%%
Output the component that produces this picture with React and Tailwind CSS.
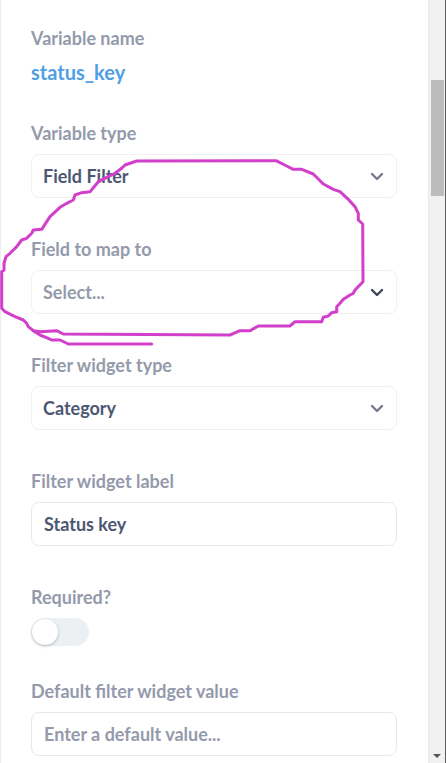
import React from "react";

const Chevron = ({ dark }) => (
  <svg width="14" height="9" viewBox="0 0 14 9" className="shrink-0">
    <polyline
      points="2,2 7,7 12,2"
      fill="none"
      stroke={dark ? "#3f4656" : "#737b8b"}
      strokeWidth="2.4"
      strokeLinecap="round"
      strokeLinejoin="round"
    />
  </svg>
);

const Label = ({ children, className = "" }) => (
  <div className={`h-5 leading-5 text-[18px] font-bold text-[#949aab] ${className}`}>
    {children}
  </div>
);

const SelectBox = ({ value, placeholder, dark }) => (
  <div className="mt-[11px] h-[44px] rounded-lg border border-[#f0f0f0] bg-white flex items-center justify-between pl-[11px] pr-[12px]">
    <span
      className={`text-[18px] font-bold ${
        value ? "text-[#4c5773]" : "text-[#949aab]"
      }`}
    >
      {value || placeholder}
    </span>
    <Chevron dark={dark} />
  </div>
);

const TextBox = ({ value, placeholder }) => (
  <div className="mt-[11px] h-[44px] rounded-lg border border-[#e6e8ea] bg-white flex items-center pl-[12px]">
    <span
      className={`text-[18px] font-bold ${
        value ? "text-[#4c5773]" : "text-[#949aab]"
      }`}
    >
      {value || placeholder}
    </span>
  </div>
);

const Scribble = () => (
  <svg
    className="absolute inset-0 pointer-events-none"
    width="446"
    height="763"
    viewBox="0 0 446 763"
  >
    <g
      fill="none"
      stroke="#d23fca"
      strokeWidth="3"
      strokeLinejoin="round"
      strokeLinecap="round"
    >
      <path d="M136.7,161 L276,160.7 L286.7,166 L293.3,169.3 L301.7,169.3 L313.3,174 L323.3,184 L333.3,189.3 L340,191.7 L348.3,199.3 L355,206.7 L358.3,213.3 L358.3,220 L362.7,224 L363,281.7 L355,290 L353.3,293.3 L350,295 L343.3,299.3 L340,303.3 L336.7,306.7 L336.7,311.7 L331.7,312.7 L328.3,316 L323.3,317.3 L321.7,321.7 L295,321.7 L290,326 L258.3,326 L250,330.7 L240,330.7 L230,335 L63.3,334 L56.7,330.7 L40,331.7 L33.3,330.7 L28.3,326.7 L26.7,323.3 L23.3,320 L15,316.7 L5,311.7 L1.7,308.3 L1.7,271.7 L4,270 L4,263.3 L6,256.7 L10,253.3 L13.3,250 L16.7,246.7 L21.7,240 L26.7,238.3 L31.7,233.3 L33.3,230 L41.7,229.3 L50,216.7 L60,207.3 L66.7,203.3 L73.3,200 L75,195 L81.7,192.7 L90,191.7 L98.3,181.7 L106.7,177.3 L115,173.3 L121.7,168.3 L125,165 Z" />
      <path d="M33.3,330.7 L40,335 L48.3,338.3 L51.7,340 L60,340 L68.3,344 L151.7,344" />
    </g>
  </svg>
);

export default function App() {
  return (
    <div
      className="relative w-[446px] h-[763px] overflow-hidden bg-white flex"
      style={{ fontFamily: "Lato, 'Noto Sans', sans-serif" }}
    >
      {/* sidebar content */}
      <div className="flex-1 border-l border-[#ececec] pl-[30px] pr-[31px] pt-[28px]">
        <Label>Variable name</Label>
        <div className="mt-[12px] h-6 leading-6 text-[20px] font-bold text-[#509ee3]">
          status_key
        </div>

        <Label className="mt-[39px]">Variable type</Label>
        <SelectBox value="Field Filter" />

        <Label className="mt-[41px]">Field to map to</Label>
        <SelectBox placeholder="Select..." dark />

        <Label className="mt-[41px]">Filter widget type</Label>
        <SelectBox value="Category" />

        <Label className="mt-[41px]">Filter widget label</Label>
        <TextBox value="Status key" />

        <Label className="mt-[41px]">Required?</Label>
        <div className="mt-[11px] w-[58px] h-[28px] rounded-full bg-[#edf0f2] flex items-center pl-[1px]">
          <div className="w-[26px] h-[26px] rounded-full bg-white shadow-[0_1px_3px_rgba(0,0,0,0.25)]" />
        </div>

        <Label className="mt-[35px]">Default filter widget value</Label>
        <TextBox placeholder="Enter a default value..." />
      </div>

      {/* scrollbar */}
      <div className="w-[17px] h-full bg-[#f1f1f1] border-l border-[#e8e8e8] flex flex-col items-center pt-[80px] relative">
        <div className="w-[13px] h-[116px] bg-[#bcbcbc]" />
        <div className="absolute bottom-[5px] left-[4px] w-0 h-0 border-l-[4px] border-r-[4px] border-t-[4px] border-l-transparent border-r-transparent border-t-[#555]" />
      </div>
      <div className="w-px h-full bg-[#5a5a5a]" />

      <Scribble />
    </div>
  );
}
%%
Exercise details:
Repeat the lines of the listing above verbatim, beginning at its first line and ending at the line containing "import React from", which is included. Omit pictures.

Solution for this task:
Output the component that produces this picture with React and Tailwind CSS.
import React from "react";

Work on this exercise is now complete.